Tried for his role in the Pawpaw Murders and the New Year’s Night Massacre, Johnse Hatfield received a life sentence.
18
Six years into it, he witnessed a fellow inmate attack the warden of his prison with a sharpened fork. As the crazed prisoner tried to plunge the fork into the warden’s throat, Johnse intervened. The prisoner threw Johnse to the floor, but Johnse cut his attacker’s jugular vein with a penknife. He was granted parole as a reward for saving the warden’s life.
19

Johnse Hatfield went on to become a land agent for the Island Creek Coal Company, owned by the Rockefeller family.
********
20
Johnse continued to drink heavily, and his good looks started to fade. A cocksure young man, he became quiet and diffident as he aged.
21

The eldest son of Devil Anse Hatfield, Johnse Hatfield was named for Johnson McCoy, a nephew of Sarah McCoy who married a sister of Devil Anse’s wife. Even in his later years, Johnse Hatfield retains the dashing looks that made him, when younger, the family Lothario.
Courtesy of West Virginia State Archives

Johnse’s nephew Coleman A. says, “In their last years both [Johnse and Cap] realized the mistakes of their youth in the score of years which followed the Civil War, but both realized that they had been victims of the tragic times during the last quarter of the 19th century.”
22
It is admittedly a stretch to regard perpetrators of the Pawpaw Murders and the New Year’s Night Massacre as victims.

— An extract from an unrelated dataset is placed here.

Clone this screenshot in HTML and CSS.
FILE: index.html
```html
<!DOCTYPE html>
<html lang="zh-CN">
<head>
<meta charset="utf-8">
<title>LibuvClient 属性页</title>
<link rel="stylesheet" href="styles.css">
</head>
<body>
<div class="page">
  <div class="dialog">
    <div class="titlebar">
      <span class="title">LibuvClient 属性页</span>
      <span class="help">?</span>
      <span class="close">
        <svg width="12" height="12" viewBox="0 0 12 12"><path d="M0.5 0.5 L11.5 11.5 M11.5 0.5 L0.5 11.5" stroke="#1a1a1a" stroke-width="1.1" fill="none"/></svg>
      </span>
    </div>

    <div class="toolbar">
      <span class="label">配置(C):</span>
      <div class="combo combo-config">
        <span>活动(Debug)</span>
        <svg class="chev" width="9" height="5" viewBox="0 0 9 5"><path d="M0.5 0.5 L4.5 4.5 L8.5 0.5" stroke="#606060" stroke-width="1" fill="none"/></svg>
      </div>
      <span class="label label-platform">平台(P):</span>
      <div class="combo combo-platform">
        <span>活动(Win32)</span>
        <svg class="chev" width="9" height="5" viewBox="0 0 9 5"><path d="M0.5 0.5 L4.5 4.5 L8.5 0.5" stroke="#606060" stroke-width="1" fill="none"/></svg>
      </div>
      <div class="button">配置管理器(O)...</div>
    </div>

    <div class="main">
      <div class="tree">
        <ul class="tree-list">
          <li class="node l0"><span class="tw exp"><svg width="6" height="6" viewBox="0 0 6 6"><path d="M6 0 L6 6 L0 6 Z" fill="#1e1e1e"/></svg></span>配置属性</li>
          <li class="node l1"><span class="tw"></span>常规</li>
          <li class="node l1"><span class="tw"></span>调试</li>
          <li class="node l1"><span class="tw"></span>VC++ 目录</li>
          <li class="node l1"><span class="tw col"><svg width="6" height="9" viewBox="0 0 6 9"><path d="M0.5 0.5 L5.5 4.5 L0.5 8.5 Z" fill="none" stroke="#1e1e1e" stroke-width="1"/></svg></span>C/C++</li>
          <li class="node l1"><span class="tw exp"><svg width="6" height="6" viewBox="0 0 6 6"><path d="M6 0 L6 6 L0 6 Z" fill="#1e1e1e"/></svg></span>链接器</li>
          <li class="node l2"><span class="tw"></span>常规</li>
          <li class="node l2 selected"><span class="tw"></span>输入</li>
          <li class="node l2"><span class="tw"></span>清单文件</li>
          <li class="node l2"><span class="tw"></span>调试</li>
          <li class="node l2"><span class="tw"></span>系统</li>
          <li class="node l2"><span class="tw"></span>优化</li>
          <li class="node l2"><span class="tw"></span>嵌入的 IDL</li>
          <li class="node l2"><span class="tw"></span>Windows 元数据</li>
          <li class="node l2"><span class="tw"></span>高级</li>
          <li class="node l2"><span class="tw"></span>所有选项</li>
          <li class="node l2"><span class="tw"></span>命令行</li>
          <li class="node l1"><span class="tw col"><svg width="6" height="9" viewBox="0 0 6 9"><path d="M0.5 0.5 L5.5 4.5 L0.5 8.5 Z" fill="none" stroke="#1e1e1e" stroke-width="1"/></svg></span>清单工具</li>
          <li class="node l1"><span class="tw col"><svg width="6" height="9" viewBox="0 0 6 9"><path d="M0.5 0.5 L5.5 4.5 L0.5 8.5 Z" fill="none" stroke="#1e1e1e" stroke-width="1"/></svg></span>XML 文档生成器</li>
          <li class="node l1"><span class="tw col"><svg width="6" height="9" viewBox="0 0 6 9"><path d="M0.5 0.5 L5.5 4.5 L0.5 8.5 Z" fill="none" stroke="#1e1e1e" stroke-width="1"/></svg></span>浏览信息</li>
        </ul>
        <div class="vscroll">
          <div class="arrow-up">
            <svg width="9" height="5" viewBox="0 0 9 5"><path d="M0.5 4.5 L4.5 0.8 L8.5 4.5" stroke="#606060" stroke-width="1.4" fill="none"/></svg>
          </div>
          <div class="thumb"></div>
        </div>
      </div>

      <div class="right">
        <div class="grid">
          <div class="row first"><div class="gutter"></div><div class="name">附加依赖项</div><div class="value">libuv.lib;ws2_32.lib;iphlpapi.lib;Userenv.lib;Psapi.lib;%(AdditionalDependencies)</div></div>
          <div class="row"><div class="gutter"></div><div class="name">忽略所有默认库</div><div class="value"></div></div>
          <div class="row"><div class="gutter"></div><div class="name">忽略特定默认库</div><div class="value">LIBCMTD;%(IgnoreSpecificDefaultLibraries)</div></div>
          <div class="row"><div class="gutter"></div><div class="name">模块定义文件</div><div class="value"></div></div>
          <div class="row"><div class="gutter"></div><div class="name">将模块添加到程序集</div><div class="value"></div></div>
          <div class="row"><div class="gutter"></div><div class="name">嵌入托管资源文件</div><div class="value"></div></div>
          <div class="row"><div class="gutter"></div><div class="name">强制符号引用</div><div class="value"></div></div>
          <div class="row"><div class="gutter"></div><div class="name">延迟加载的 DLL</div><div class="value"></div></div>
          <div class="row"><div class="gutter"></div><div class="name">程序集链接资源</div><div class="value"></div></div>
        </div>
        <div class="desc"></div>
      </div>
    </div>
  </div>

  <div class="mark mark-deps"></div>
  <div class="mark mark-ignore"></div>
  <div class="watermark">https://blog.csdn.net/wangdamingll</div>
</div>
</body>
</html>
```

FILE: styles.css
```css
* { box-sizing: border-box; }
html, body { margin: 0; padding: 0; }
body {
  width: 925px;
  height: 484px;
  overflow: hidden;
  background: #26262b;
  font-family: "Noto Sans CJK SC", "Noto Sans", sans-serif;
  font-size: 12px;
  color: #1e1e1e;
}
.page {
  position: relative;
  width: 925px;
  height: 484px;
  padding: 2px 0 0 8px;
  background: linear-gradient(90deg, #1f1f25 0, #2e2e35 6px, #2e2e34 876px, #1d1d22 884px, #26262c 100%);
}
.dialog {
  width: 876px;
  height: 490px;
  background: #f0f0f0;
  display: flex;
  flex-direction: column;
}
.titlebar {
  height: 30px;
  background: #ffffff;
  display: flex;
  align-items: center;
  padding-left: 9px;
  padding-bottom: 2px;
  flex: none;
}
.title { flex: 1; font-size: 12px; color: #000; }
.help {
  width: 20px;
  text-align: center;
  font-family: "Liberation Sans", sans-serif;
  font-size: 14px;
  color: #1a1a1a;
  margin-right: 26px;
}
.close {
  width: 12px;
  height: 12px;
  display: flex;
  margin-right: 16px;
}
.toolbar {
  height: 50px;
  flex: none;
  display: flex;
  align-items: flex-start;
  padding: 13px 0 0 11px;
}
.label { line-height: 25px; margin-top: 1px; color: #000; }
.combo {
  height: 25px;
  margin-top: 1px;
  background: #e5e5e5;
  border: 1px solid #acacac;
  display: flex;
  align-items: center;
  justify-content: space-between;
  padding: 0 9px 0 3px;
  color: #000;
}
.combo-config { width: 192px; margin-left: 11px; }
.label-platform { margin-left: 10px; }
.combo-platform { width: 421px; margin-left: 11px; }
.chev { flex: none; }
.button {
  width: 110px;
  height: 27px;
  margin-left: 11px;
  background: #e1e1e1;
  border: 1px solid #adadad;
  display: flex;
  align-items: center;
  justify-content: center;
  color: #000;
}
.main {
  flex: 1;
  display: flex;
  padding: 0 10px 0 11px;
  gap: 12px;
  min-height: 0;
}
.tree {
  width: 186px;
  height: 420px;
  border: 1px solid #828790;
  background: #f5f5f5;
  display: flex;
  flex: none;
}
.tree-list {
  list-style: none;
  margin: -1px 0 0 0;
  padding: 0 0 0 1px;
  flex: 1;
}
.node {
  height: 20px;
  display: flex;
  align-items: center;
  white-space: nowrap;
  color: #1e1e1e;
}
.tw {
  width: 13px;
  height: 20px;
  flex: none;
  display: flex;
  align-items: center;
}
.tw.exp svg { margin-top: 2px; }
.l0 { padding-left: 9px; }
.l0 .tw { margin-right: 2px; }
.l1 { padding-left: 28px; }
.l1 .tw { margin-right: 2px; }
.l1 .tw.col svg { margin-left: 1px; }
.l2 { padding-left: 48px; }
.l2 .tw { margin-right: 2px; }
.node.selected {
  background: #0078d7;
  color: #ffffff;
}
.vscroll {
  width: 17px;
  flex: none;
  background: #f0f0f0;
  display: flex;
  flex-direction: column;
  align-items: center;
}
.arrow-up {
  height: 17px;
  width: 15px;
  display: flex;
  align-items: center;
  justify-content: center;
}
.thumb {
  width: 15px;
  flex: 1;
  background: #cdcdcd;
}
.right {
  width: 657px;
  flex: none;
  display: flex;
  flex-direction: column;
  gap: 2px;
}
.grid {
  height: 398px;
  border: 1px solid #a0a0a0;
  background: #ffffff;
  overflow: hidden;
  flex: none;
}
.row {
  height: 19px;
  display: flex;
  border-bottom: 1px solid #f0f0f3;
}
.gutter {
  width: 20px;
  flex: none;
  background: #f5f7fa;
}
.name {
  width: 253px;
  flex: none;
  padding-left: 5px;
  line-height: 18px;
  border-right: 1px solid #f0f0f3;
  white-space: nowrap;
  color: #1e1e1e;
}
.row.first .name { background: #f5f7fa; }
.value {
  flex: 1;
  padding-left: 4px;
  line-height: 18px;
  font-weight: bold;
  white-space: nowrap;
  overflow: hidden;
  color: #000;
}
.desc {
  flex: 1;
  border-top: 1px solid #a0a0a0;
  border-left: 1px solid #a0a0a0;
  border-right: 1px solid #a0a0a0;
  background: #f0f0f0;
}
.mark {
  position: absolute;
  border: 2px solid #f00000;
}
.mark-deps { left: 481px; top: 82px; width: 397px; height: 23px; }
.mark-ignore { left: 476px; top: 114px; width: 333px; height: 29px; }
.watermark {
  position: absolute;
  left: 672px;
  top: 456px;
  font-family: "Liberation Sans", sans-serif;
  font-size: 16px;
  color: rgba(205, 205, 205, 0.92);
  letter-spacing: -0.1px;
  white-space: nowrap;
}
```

Johnse Hatfield died at age sixty of a heart attack while riding a horse.

Unfortunately, the feud mentality had not died among some of the younger Hatfields. Charges of murder were filed against Cap Hatfield’s teenaged brothers Troy and Elias (not to be confused with Devil Anse’s brother Good Elias or Preacher Anse’s brother Black Elias) over a death resulting from a fight. They decided to flee the law, and Cap agreed to take them to Oklahoma. Cap continued on to Colorado, where he worked as a farmhand, eventually returning to West Virginia.
23
While Cap was gone, his second son, Shepherd Hatfield, died of malnutrition.